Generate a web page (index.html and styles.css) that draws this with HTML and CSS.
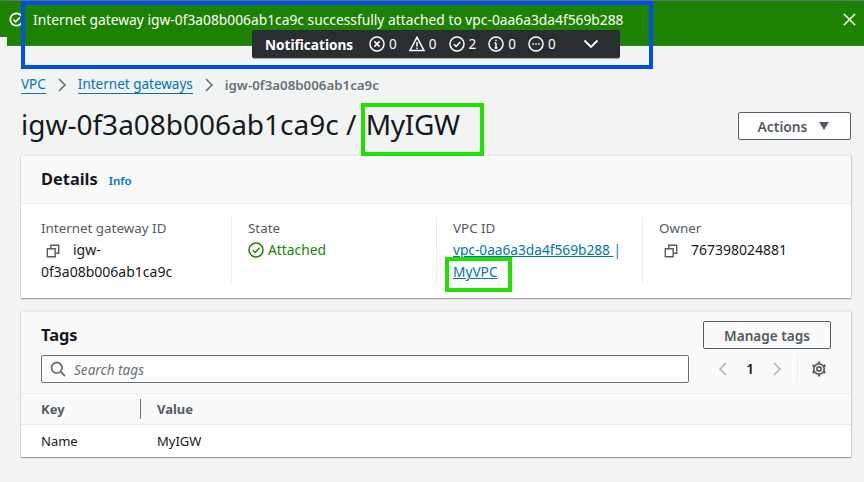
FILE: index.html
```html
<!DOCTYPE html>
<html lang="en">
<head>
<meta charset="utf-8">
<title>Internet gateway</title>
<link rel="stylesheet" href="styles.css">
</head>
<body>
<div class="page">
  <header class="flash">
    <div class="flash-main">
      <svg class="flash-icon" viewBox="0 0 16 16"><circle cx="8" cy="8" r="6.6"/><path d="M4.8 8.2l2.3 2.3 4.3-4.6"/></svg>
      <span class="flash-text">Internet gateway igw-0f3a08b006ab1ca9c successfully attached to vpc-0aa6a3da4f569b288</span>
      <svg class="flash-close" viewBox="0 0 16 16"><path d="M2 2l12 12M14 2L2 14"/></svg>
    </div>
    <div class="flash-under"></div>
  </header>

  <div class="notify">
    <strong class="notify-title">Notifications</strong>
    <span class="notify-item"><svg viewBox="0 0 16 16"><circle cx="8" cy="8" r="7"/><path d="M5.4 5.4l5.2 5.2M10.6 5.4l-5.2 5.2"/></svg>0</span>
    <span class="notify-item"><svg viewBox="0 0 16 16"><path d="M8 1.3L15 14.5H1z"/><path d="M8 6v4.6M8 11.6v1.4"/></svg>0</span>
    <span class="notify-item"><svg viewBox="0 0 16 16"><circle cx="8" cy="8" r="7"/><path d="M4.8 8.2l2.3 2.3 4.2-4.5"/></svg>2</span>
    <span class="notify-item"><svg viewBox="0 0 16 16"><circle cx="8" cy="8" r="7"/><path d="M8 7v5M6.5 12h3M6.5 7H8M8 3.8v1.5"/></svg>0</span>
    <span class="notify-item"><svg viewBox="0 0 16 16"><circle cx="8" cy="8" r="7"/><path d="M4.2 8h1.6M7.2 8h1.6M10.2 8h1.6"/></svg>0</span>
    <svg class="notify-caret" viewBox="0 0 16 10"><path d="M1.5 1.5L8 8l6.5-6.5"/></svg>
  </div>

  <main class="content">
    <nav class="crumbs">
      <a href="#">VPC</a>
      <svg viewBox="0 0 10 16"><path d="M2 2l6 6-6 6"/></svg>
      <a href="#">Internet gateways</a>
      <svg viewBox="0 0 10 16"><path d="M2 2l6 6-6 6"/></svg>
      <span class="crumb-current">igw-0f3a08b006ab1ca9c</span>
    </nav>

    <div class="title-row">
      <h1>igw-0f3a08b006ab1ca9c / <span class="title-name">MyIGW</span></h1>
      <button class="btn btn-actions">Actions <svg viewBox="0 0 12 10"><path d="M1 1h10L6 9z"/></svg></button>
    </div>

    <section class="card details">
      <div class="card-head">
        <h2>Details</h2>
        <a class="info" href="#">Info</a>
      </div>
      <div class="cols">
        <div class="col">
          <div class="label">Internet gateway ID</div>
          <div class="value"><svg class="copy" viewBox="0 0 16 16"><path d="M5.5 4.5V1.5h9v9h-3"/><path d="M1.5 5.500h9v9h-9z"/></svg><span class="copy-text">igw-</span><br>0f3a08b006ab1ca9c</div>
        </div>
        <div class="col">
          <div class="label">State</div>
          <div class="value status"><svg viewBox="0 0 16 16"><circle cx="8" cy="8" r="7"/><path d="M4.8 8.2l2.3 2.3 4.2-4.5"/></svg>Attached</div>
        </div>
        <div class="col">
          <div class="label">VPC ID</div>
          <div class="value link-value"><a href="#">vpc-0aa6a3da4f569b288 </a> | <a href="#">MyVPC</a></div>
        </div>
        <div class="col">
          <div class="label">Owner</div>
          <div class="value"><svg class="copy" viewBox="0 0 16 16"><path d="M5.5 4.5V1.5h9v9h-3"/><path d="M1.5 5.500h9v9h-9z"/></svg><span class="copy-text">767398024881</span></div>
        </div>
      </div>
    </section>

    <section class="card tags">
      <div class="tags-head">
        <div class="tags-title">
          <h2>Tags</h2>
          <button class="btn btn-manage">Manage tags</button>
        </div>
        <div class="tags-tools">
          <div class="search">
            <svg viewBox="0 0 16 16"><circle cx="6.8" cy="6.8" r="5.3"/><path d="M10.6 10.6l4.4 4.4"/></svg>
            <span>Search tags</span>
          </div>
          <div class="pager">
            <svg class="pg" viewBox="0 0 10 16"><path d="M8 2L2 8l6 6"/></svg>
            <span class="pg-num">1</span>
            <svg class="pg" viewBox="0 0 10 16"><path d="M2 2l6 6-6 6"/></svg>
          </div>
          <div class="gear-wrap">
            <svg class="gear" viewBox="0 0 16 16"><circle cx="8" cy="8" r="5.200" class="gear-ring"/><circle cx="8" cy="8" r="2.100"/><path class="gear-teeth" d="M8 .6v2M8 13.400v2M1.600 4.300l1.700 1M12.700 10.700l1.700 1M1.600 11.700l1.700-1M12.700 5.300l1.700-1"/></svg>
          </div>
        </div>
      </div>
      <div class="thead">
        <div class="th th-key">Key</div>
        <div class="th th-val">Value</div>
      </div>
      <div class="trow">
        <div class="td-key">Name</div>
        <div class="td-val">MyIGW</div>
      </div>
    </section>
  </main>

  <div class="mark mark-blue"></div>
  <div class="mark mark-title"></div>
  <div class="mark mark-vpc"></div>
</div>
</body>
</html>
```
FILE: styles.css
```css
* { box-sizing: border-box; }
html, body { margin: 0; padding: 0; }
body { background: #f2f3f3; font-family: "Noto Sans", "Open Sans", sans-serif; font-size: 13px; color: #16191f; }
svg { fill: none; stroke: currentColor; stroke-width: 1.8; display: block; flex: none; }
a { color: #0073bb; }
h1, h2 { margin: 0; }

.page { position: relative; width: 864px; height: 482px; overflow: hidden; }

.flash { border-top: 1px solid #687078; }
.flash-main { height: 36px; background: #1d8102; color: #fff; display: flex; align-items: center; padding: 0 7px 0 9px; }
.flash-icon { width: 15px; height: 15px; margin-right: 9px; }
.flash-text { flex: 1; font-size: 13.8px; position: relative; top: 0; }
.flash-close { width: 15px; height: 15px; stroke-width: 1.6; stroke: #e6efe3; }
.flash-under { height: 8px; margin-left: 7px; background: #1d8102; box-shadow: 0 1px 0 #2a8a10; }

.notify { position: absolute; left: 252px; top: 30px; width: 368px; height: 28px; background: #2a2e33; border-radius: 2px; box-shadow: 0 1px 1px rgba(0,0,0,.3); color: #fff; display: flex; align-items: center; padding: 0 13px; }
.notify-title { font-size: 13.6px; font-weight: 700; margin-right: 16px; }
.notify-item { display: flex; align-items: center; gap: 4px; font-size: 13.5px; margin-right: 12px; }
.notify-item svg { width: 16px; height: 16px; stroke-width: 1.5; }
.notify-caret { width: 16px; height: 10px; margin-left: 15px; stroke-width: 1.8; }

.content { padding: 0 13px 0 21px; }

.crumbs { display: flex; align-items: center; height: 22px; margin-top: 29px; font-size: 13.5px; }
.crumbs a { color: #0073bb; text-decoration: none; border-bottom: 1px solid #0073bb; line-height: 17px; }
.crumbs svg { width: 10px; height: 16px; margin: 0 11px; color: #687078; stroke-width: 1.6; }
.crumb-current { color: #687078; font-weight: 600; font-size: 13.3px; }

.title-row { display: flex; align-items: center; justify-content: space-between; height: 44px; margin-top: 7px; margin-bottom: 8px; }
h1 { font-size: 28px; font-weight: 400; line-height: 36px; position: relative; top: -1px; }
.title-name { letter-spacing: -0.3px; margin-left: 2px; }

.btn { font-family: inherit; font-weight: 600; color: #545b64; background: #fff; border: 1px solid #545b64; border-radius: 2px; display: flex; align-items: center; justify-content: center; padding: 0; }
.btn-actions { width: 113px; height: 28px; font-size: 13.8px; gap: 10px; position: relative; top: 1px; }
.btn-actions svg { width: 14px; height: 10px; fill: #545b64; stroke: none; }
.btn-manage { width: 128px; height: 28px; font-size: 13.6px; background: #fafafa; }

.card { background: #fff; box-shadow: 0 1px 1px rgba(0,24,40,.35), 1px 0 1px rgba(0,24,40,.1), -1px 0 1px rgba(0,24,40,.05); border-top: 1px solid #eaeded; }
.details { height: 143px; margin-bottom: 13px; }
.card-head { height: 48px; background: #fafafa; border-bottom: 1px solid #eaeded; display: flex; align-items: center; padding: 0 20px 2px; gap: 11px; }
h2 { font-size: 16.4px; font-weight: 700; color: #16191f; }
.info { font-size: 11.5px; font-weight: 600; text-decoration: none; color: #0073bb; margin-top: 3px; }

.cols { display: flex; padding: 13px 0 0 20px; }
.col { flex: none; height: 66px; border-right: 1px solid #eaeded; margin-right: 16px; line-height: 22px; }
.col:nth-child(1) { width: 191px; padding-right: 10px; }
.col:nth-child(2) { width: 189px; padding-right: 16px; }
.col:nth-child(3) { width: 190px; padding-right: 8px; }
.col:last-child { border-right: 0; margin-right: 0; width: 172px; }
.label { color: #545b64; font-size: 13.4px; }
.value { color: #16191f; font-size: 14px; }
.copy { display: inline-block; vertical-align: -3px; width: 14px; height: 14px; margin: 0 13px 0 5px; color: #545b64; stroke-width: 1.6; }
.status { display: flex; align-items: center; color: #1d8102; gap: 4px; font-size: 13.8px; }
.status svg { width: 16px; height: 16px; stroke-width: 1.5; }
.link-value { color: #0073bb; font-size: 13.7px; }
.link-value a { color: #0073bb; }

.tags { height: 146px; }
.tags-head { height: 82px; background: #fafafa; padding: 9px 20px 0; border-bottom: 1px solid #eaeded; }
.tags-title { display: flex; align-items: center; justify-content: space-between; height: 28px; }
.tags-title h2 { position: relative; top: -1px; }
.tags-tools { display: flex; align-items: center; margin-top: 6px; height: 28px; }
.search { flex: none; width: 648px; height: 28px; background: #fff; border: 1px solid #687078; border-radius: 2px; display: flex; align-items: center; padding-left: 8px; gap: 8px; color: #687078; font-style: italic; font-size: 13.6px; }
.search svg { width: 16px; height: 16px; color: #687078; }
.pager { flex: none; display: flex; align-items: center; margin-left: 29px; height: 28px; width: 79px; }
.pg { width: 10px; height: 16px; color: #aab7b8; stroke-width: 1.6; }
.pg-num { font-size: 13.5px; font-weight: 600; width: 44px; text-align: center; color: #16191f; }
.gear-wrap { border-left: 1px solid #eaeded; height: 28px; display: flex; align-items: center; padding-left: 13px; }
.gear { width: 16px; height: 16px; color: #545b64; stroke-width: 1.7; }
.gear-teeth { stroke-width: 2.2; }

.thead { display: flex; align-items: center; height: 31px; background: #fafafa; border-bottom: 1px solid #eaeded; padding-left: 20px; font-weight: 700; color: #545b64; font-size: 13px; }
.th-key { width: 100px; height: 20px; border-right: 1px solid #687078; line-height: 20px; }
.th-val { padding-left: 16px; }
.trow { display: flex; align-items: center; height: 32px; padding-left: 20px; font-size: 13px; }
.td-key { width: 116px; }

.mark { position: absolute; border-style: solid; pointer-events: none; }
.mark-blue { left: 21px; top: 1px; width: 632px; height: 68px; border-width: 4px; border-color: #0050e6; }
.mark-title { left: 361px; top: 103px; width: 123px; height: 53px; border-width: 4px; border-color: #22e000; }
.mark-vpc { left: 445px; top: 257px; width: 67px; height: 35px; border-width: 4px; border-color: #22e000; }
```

------------------------------------------------------------

Only the number is wanted: how many lines of the material contain the word "styles"?

Problem solution:
3